# START OF Records provided

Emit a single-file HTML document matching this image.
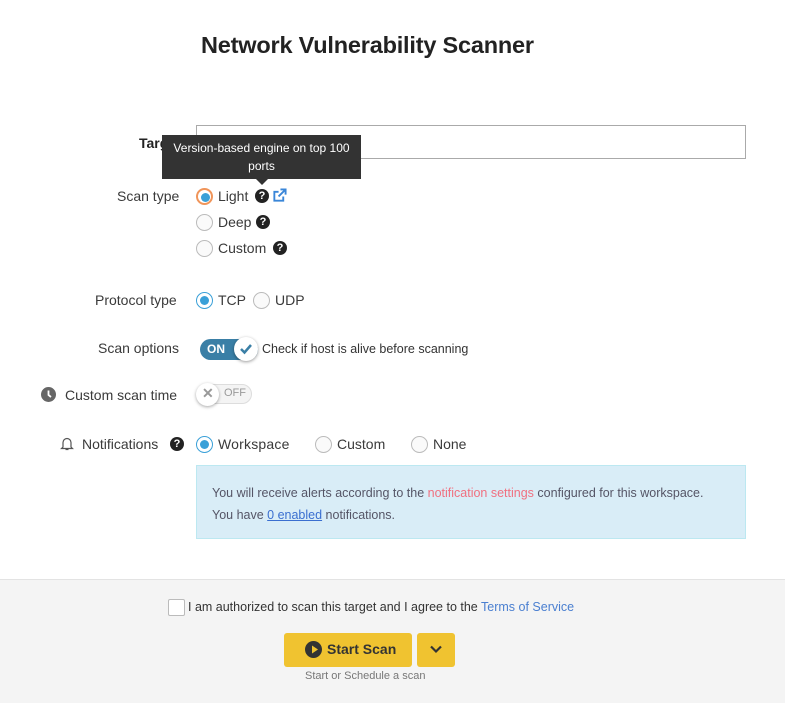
<!DOCTYPE html>
<html><head><meta charset="utf-8"><style>
*{margin:0;padding:0;box-sizing:border-box}
body{width:785px;height:703px;background:#fff;font-family:"Liberation Sans",sans-serif;color:#333;position:relative;overflow:hidden}
.a{position:absolute;white-space:nowrap}
.lbl{font-size:14px;color:#3a3a3a;line-height:16px}
.r{position:absolute;width:17px;height:17px;border-radius:50%;border:1px solid #bbb;background:#fafafa}
.r.on{border:1px solid #3aa0d8;background:#fff}
.r.on::after{content:"";position:absolute;left:3px;top:3px;width:9px;height:9px;border-radius:50%;background:#3aa0d8}
.q{position:absolute;width:14px;height:14px;border-radius:50%;background:#222;color:#fff;font-size:11px;font-weight:bold;text-align:center;line-height:14px}
</style></head><body>
<div class="a" style="left:201px;top:32px;font-size:23.5px;font-weight:bold;color:#222;letter-spacing:-0.2px">Network Vulnerability Scanner</div>
<div class="a" style="left:196px;top:125px;width:550px;height:34px;border:1px solid #aaa"></div>
<div class="a lbl" style="left:139px;top:135px;font-weight:bold;color:#222">Target</div>
<div class="a" style="left:162px;top:135px;width:199px;height:44px;background:#333;color:#fff;font-size:12px;text-align:center;line-height:18px;padding-top:4px;white-space:normal">Version-based engine on top 100 ports</div>
<div class="a" style="left:256px;top:179px;border-left:6px solid transparent;border-right:6px solid transparent;border-top:6px solid #333"></div>

<div class="a lbl" style="left:117px;top:188px">Scan type</div>
<div class="r on" style="left:196px;top:188px;border:2px solid #f0955a"></div>
<div class="a lbl" style="left:218px;top:188px">Light</div>
<div class="q" style="left:255px;top:189px">?</div>
<svg class="a" style="left:272px;top:188px" width="15" height="15" viewBox="0 0 16 16"><path d="M12 9v4.5H2.5V4H7" fill="none" stroke="#3a86d8" stroke-width="2"/><path d="M9 1.5h5.5V7M14.5 1.5L7 9" fill="none" stroke="#3a86d8" stroke-width="2"/></svg>
<div class="r" style="left:196px;top:214px"></div>
<div class="a lbl" style="left:218px;top:214px">Deep</div>
<div class="q" style="left:256px;top:215px">?</div>
<div class="r" style="left:196px;top:240px"></div>
<div class="a lbl" style="left:218px;top:240px">Custom</div>
<div class="q" style="left:273px;top:241px">?</div>

<div class="a lbl" style="left:95px;top:292px">Protocol type</div>
<div class="r on" style="left:196px;top:292px"></div>
<div class="a lbl" style="left:218px;top:292px">TCP</div>
<div class="r" style="left:253px;top:292px"></div>
<div class="a lbl" style="left:275px;top:292px">UDP</div>

<div class="a lbl" style="left:98px;top:340px">Scan options</div>
<div class="a" style="left:200px;top:339px;width:58px;height:21px;border-radius:11px;background:#3a7fa6"></div>
<div class="a" style="left:207px;top:342px;color:#fff;font-size:12px;font-weight:bold">ON</div>
<div class="a" style="left:234px;top:337px;width:24px;height:24px;border-radius:50%;background:#fff;box-shadow:0 1px 3px rgba(0,0,0,.4)"></div>
<svg class="a" style="left:239px;top:343px" width="14" height="12" viewBox="0 0 14 12"><path d="M2 6l3.5 3.5L12 2" fill="none" stroke="#3a7fa6" stroke-width="2.5"/></svg>
<div class="a" style="left:262px;top:342px;font-size:12.5px;color:#333">Check if host is alive before scanning</div>

<div class="a" style="left:41px;top:387px;width:15px;height:15px;border-radius:50%;background:#666"></div>
<svg class="a" style="left:41px;top:387px" width="15" height="15"><path d="M7.5 3.5v4.5l2.5 2" fill="none" stroke="#fff" stroke-width="1.8"/></svg>
<div class="a lbl" style="left:65px;top:387px">Custom scan time</div>
<div class="a" style="left:197px;top:384px;width:55px;height:20px;border-radius:10px;background:#f4f4f4;border:1px solid #ddd"></div>
<div class="a" style="left:196px;top:383px;width:23px;height:23px;border-radius:50%;background:#fff;box-shadow:0 1px 3px rgba(0,0,0,.35)"></div>
<div class="a" style="left:202px;top:385px;font-size:14px;font-weight:bold;color:#999">✕</div>
<div class="a" style="left:224px;top:387px;font-size:11px;color:#999">OFF</div>

<svg class="a" style="left:60px;top:436px" width="14" height="15" viewBox="0 0 14 15"><path d="M3 11V6.5a4 4 0 0 1 8 0V11l1.5 1.5h-11z" fill="none" stroke="#555" stroke-width="1.2"/><path d="M5.5 13.5h3" stroke="#555" stroke-width="1.2"/></svg>
<div class="a lbl" style="left:82px;top:436px">Notifications</div>
<div class="q" style="left:170px;top:437px">?</div>
<div class="r on" style="left:196px;top:436px"></div>
<div class="a lbl" style="left:218px;top:436px;letter-spacing:0.2px">Workspace</div>
<div class="r" style="left:315px;top:436px"></div>
<div class="a lbl" style="left:337px;top:436px">Custom</div>
<div class="r" style="left:411px;top:436px"></div>
<div class="a lbl" style="left:433px;top:436px">None</div>

<div class="a" style="left:196px;top:465px;width:550px;height:74px;background:#d9edf7;border:1px solid #bce8f1"></div>
<div class="a" style="left:212px;top:482px;font-size:12.5px;color:#556;line-height:22px">You will receive alerts according to the <span style="color:#f07080">notification settings</span> configured for this workspace.<br>You have <span style="color:#3a6fd0;text-decoration:underline">0 enabled</span> notifications.</div>

<div class="a" style="left:0;top:579px;width:785px;height:124px;background:#f4f4f4;border-top:1px solid #e3e3e3"></div>
<div class="a" style="left:168px;top:599px;width:17px;height:17px;border:1px solid #bbb;background:#fff;border-radius:2px"></div>
<div class="a" style="left:188px;top:600px;font-size:12.5px;color:#333">I am authorized to scan this target and I agree to the <span style="color:#4a7fd0">Terms of Service</span></div>
<div class="a" style="left:284px;top:633px;width:128px;height:34px;background:#f0c330;border-radius:3px"></div>
<div class="a" style="left:305px;top:641px;width:17px;height:17px;border-radius:50%;background:#333"></div>
<svg class="a" style="left:305px;top:641px" width="17" height="17"><path d="M7 4.5v8l6-4z" fill="#f0c330"/></svg>
<div class="a" style="left:327px;top:641px;font-size:14px;font-weight:bold;color:#333">Start Scan</div>
<div class="a" style="left:417px;top:633px;width:38px;height:34px;background:#f0c330;border-radius:3px"></div>
<svg class="a" style="left:429px;top:644px" width="14" height="10"><path d="M2 2.5l5 5 5-5" fill="none" stroke="#333" stroke-width="2.2"/></svg>
<div class="a" style="left:305px;top:670px;font-size:11px;color:#777">Start or Schedule a scan</div>
</body></html>
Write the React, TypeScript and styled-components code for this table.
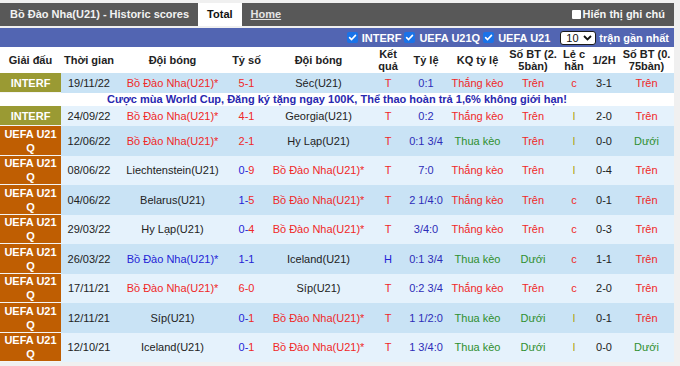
import React from "react";
import styled, { createGlobalStyle } from "styled-components";

const GlobalStyle = createGlobalStyle`
  html, body { margin: 0; padding: 0; background: #f0f0f0; }
  body { font-family: "Liberation Sans", Arial, sans-serif; font-size: 11px; color: #222; }
`;

const Page = styled.div`
  width: 674px;
  padding-top: 3px;
`;

const TitleBar = styled.div`
  display: flex;
  align-items: stretch;
  height: 23px;
  background: #585858;
  color: #fff;
  font-weight: bold;
  font-size: 11px;
  line-height: 23px;
`;

const Title = styled.div`
  padding-left: 10px;
  margin-right: 9px;
  color: #f2f2f2;
`;

const Tab = styled.div<{ $active?: boolean }>`
  padding: 0 9px;
  background: ${(p) => (p.$active ? "#fff" : "transparent")};
  color: ${(p) => (p.$active ? "#111" : "#e4e4e4")};
  text-decoration: ${(p) => (p.$active ? "none" : "underline")};
`;

const Spacer = styled.div`
  flex: 1;
`;

const NoteToggle = styled.label`
  display: flex;
  align-items: center;
  gap: 2px;
  padding-right: 9px;
  color: #f5f5f5;
`;

const WhiteBox = styled.span`
  display: inline-block;
  width: 9px;
  height: 9px;
  background: #fff;
  border-radius: 1px;
`;

const FilterBar = styled.div`
  margin-top: 2px;
  height: 19px;
  background: #5265b2;
  display: flex;
  justify-content: flex-end;
  align-items: center;
  padding-right: 5px;
  color: #fff;
  font-weight: bold;
  font-size: 11px;
`;

const Filter = styled.label`
  display: flex;
  align-items: center;
  gap: 4px;
  margin-right: 3px;
`;

const CheckBox = styled.span`
  display: inline-flex;
  align-items: center;
  justify-content: center;
  width: 11px;
  height: 11px;
  border-radius: 2px;
  background: #1a73e8;
`;

const SelectBox = styled.div`
  display: flex;
  align-items: center;
  justify-content: space-between;
  box-sizing: border-box;
  width: 36px;
  height: 14px;
  margin: 0 3px 0 7px;
  padding: 0 3px 0 5px;
  background: #fff;
  border: 1.5px solid #1b1b1b;
  border-radius: 3px;
  color: #111;
  font-weight: normal;
  font-size: 11px;
`;

const Table = styled.table`
  width: 674px;
  border-collapse: collapse;
  table-layout: fixed;
`;

const HeadRow = styled.tr`
  height: 26px;
  background: #fff;
`;

const HeadCell = styled.th<{ $breakAll?: boolean }>`
  padding: 0 1px;
  font-weight: bold;
  font-size: 11px;
  line-height: 12px;
  color: #222;
  text-align: center;
  vertical-align: middle;
  word-break: ${(p) => (p.$breakAll ? "break-all" : "normal")};
`;

const Row = styled.tr<{ $alt: boolean; $h: number }>`
  height: ${(p) => p.$h}px;
  background: ${(p) => (p.$alt ? "#e5f2fc" : "#c9e3f5")};
`;

const LeagueCell = styled.td<{ $kind: "interf" | "uefa" }>`
  padding: 0 2px;
  box-sizing: border-box;
  background: ${(p) => (p.$kind === "interf" ? "#9a9a33" : "#bf5e02")};
  color: #fff;
  font-weight: bold;
  font-size: 11px;
  line-height: 14px;
  text-align: center;
  vertical-align: middle;
  box-shadow: inset 0 -1px 0 #f4f4f4;
`;

const Cell = styled.td<{ $color?: string }>`
  padding: 0 1px;
  text-align: center;
  vertical-align: middle;
  white-space: nowrap;
  color: ${(p) => p.$color || "#222"};
  font-size: 11px;
`;

const AdRow = styled.tr`
  height: 13px;
  background: #fff;
`;

const AdCell = styled.td`
  padding: 0;
  text-align: center;
  font-weight: bold;
  font-size: 11px;
  line-height: 13px;
  color: #2828b0;
  white-space: nowrap;
`;

const Part = styled.span<{ $color: string }>`
  color: ${(p) => p.$color};
`;

const RED = "#f02828";
const BLUE = "#2424d6";
const NAVY = "#2d2db8";
const GREEN = "#2f8f2f";
const OLIVE = "#ada000";

type Match = {
  league: "interf" | "uefa";
  date: string;
  home: string;
  homeColor: string;
  score: [string, string];
  scoreColors: [string, string];
  away: string;
  awayColor: string;
  result: string;
  odds: string;
  oddsResult: string;
  goals: string;
  parity: string;
  half: string;
  goals2: string;
};

const BDN = "Bồ Đào Nha(U21)*";

const matches: Match[] = [
  { league: "interf", date: "19/11/22", home: BDN, homeColor: RED, score: ["5-", "1"], scoreColors: [RED, RED], away: "Séc(U21)", awayColor: "#222", result: "T", odds: "0:1", oddsResult: "Thắng kèo", goals: "Trên", parity: "c", half: "3-1", goals2: "Trên" },
  { league: "interf", date: "24/09/22", home: BDN, homeColor: RED, score: ["4-", "1"], scoreColors: [RED, RED], away: "Georgia(U21)", awayColor: "#222", result: "T", odds: "0:2", oddsResult: "Thắng kèo", goals: "Trên", parity: "l", half: "2-0", goals2: "Trên" },
  { league: "uefa", date: "12/06/22", home: BDN, homeColor: RED, score: ["2-", "1"], scoreColors: [RED, RED], away: "Hy Lạp(U21)", awayColor: "#222", result: "T", odds: "0:1 3/4", oddsResult: "Thua kèo", goals: "Trên", parity: "l", half: "0-0", goals2: "Dưới" },
  { league: "uefa", date: "08/06/22", home: "Liechtenstein(U21)", homeColor: "#222", score: ["0-", "9"], scoreColors: [BLUE, RED], away: BDN, awayColor: RED, result: "T", odds: "7:0", oddsResult: "Thắng kèo", goals: "Trên", parity: "l", half: "0-4", goals2: "Trên" },
  { league: "uefa", date: "04/06/22", home: "Belarus(U21)", homeColor: "#222", score: ["1-", "5"], scoreColors: [BLUE, RED], away: BDN, awayColor: RED, result: "T", odds: "2 1/4:0", oddsResult: "Thắng kèo", goals: "Trên", parity: "c", half: "0-1", goals2: "Trên" },
  { league: "uefa", date: "29/03/22", home: "Hy Lạp(U21)", homeColor: "#222", score: ["0-", "4"], scoreColors: [BLUE, RED], away: BDN, awayColor: RED, result: "T", odds: "3/4:0", oddsResult: "Thắng kèo", goals: "Trên", parity: "c", half: "0-3", goals2: "Trên" },
  { league: "uefa", date: "26/03/22", home: BDN, homeColor: BLUE, score: ["1-", "1"], scoreColors: [BLUE, BLUE], away: "Iceland(U21)", awayColor: "#222", result: "H", odds: "0:1 3/4", oddsResult: "Thua kèo", goals: "Dưới", parity: "c", half: "1-1", goals2: "Trên" },
  { league: "uefa", date: "17/11/21", home: BDN, homeColor: RED, score: ["6-", "0"], scoreColors: [RED, RED], away: "Síp(U21)", awayColor: "#222", result: "T", odds: "0:2 3/4", oddsResult: "Thắng kèo", goals: "Trên", parity: "c", half: "2-0", goals2: "Trên" },
  { league: "uefa", date: "12/11/21", home: "Síp(U21)", homeColor: "#222", score: ["0-", "1"], scoreColors: [BLUE, RED], away: BDN, awayColor: RED, result: "T", odds: "1 1/2:0", oddsResult: "Thua kèo", goals: "Dưới", parity: "l", half: "0-1", goals2: "Trên" },
  { league: "uefa", date: "12/10/21", home: "Iceland(U21)", homeColor: "#222", score: ["0-", "1"], scoreColors: [BLUE, RED], away: BDN, awayColor: RED, result: "T", odds: "1 3/4:0", oddsResult: "Thua kèo", goals: "Dưới", parity: "l", half: "0-0", goals2: "Dưới" },
];

const colWidths = [61, 56, 111, 37, 107, 32, 44, 59, 52, 30, 30, 55];

const goalColor = (g: string) => (g === "Trên" ? RED : GREEN);

const Check = () => (
  <CheckBox>
    <svg width="9" height="9" viewBox="0 0 10 10">
      <path d="M1.8 5.2 L4 7.3 L8.3 2.6" fill="none" stroke="#fff" strokeWidth="1.8" strokeLinecap="round" strokeLinejoin="round" />
    </svg>
  </CheckBox>
);

const MatchRow = ({ m, alt }: { m: Match; alt: boolean }) => (
  <Row $alt={alt} $h={m.league === "interf" ? 20 : 29.5}>
    <LeagueCell $kind={m.league}>{m.league === "interf" ? "INTERF" : "UEFA U21 Q"}</LeagueCell>
    <Cell>{m.date}</Cell>
    <Cell $color={m.homeColor}>{m.home}</Cell>
    <Cell>
      <Part $color={m.scoreColors[0]}>{m.score[0]}</Part>
      <Part $color={m.scoreColors[1]}>{m.score[1]}</Part>
    </Cell>
    <Cell $color={m.awayColor}>{m.away}</Cell>
    <Cell $color={m.result === "T" ? RED : BLUE}>{m.result}</Cell>
    <Cell $color={NAVY}>{m.odds}</Cell>
    <Cell $color={m.oddsResult === "Thắng kèo" ? RED : GREEN}>{m.oddsResult}</Cell>
    <Cell $color={goalColor(m.goals)}>{m.goals}</Cell>
    <Cell $color={m.parity === "c" ? RED : OLIVE}>{m.parity}</Cell>
    <Cell>{m.half}</Cell>
    <Cell $color={goalColor(m.goals2)}>{m.goals2}</Cell>
  </Row>
);

export default function App() {
  return (
    <>
      <GlobalStyle />
      <Page>
        <TitleBar>
          <Title>Bồ Đào Nha(U21) - Historic scores</Title>
          <Tab $active>Total</Tab>
          <Tab>Home</Tab>
          <Spacer />
          <NoteToggle>
            <WhiteBox />
            Hiển thị ghi chú
          </NoteToggle>
        </TitleBar>
        <FilterBar>
          <Filter>
            <Check />
            INTERF
          </Filter>
          <Filter>
            <Check />
            UEFA U21Q
          </Filter>
          <Filter>
            <Check />
            UEFA U21
          </Filter>
          <SelectBox>
            <span>10</span>
            <svg width="9" height="6" viewBox="0 0 9 6">
              <path d="M1 1 L4.5 4.5 L8 1" fill="none" stroke="#111" strokeWidth="1.8" />
            </svg>
          </SelectBox>
          <span>trận gần nhất</span>
        </FilterBar>
        <Table>
          <colgroup>
            {colWidths.map((w, i) => (
              <col key={i} style={{ width: w }} />
            ))}
          </colgroup>
          <thead>
            <HeadRow>
              <HeadCell>Giải đấu</HeadCell>
              <HeadCell>Thời gian</HeadCell>
              <HeadCell>Đội bóng</HeadCell>
              <HeadCell>Tỷ số</HeadCell>
              <HeadCell>Đội bóng</HeadCell>
              <HeadCell>Kết quả</HeadCell>
              <HeadCell>Tỷ lệ</HeadCell>
              <HeadCell>KQ tỷ lệ</HeadCell>
              <HeadCell $breakAll>Số BT (2.5bàn)</HeadCell>
              <HeadCell $breakAll>Lẻ chẵn</HeadCell>
              <HeadCell>1/2H</HeadCell>
              <HeadCell $breakAll>Số BT (0.75bàn)</HeadCell>
            </HeadRow>
          </thead>
          <tbody>
            <MatchRow m={matches[0]} alt={false} />
            <AdRow>
              <AdCell colSpan={12}>
                Cược mùa World Cup, Đăng ký tặng ngay 100K, Thể thao hoàn trả 1,6% không giới hạn!
              </AdCell>
            </AdRow>
            {matches.slice(1).map((m, i) => (
              <MatchRow key={m.date} m={m} alt={i % 2 === 0} />
            ))}
          </tbody>
        </Table>
      </Page>
    </>
  );
}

# END OF Records provided

_Task to carry out_
Reproduce the material above from its first line through the line containing "solid transparent;border-right:6px solid", both ends included, and skip every picture.

_Expected output_
Emit a single-file HTML document matching this image.
<!DOCTYPE html>
<html><head><meta charset="utf-8"><style>
*{margin:0;padding:0;box-sizing:border-box}
body{width:785px;height:703px;background:#fff;font-family:"Liberation Sans",sans-serif;color:#333;position:relative;overflow:hidden}
.a{position:absolute;white-space:nowrap}
.lbl{font-size:14px;color:#3a3a3a;line-height:16px}
.r{position:absolute;width:17px;height:17px;border-radius:50%;border:1px solid #bbb;background:#fafafa}
.r.on{border:1px solid #3aa0d8;background:#fff}
.r.on::after{content:"";position:absolute;left:3px;top:3px;width:9px;height:9px;border-radius:50%;background:#3aa0d8}
.q{position:absolute;width:14px;height:14px;border-radius:50%;background:#222;color:#fff;font-size:11px;font-weight:bold;text-align:center;line-height:14px}
</style></head><body>
<div class="a" style="left:201px;top:32px;font-size:23.5px;font-weight:bold;color:#222;letter-spacing:-0.2px">Network Vulnerability Scanner</div>
<div class="a" style="left:196px;top:125px;width:550px;height:34px;border:1px solid #aaa"></div>
<div class="a lbl" style="left:139px;top:135px;font-weight:bold;color:#222">Target</div>
<div class="a" style="left:162px;top:135px;width:199px;height:44px;background:#333;color:#fff;font-size:12px;text-align:center;line-height:18px;padding-top:4px;white-space:normal">Version-based engine on top 100 ports</div>
<div class="a" style="left:256px;top:179px;border-left:6px solid transparent;border-right:6px solid transparent;border-top:6px solid #333"></div>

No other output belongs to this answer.